The new Mac Pro 2013 is beautiful man. I'm not the target market, but I can see professional audio/video engineers getting excited about it. Editing 4K video in real time? Pretty badass. I was also impressed with the case engineering, but we'll have to see how it performs. I don't really see the design as form over function. It was designed to use a single fan for the entire machine.

Thanks - well I can still use all the performance bumps from the add-ons even if I stay in 10.7, but I'll let you know how it goes with 10.8 to start with.

> a lot more cost + a lot more (very expensive) cables + a performance hit

I think that the jury is still out on if there will be a significant performance hit. Thunderbolt is like having a direct connection to the PCIe bus, isn't it? Now, you're right about the extra cost, but I think that they will still be sufficiently upgradeable, albeit with more cost and fewer choices.

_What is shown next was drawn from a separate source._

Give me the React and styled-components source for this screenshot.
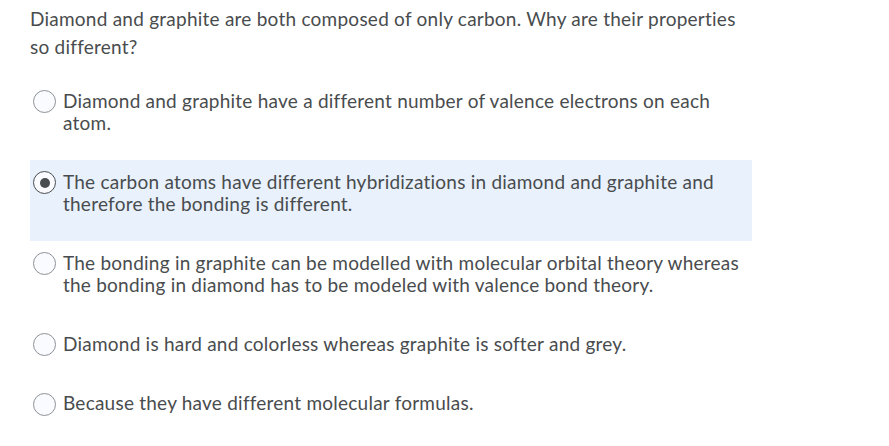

Thunderbolt is like PCIe x2, but a slot is x8. Whether you need that much bandwidth is being fiercely debated.

Fiercely debated by whom? I routinely set up machines with multiple 10GigE cards, each requiring 8x PCIe to function properly. 4K uncompressed RGB 10 bits video is 1,3 GB/s (2D, 24 fps; 3D and 48 FPS would demand 5 GB/s), this just doesn't go smoothly through a 10Gb/s link. I think this is quite typical of professional workstation work (vs something you could work on a laptop).

Obviously not you... I don't think that having multiple 10GigE cards is quite the norm though, at least for the market Apple is targeting. (Unless you are doing this on a Mac Pro, in which case, I don't know what I'm talking about).

This is one of the reasons people purchase the Mac Pro, so you can stick cards in them (audio, video, data capture, networking, RAID, etc.)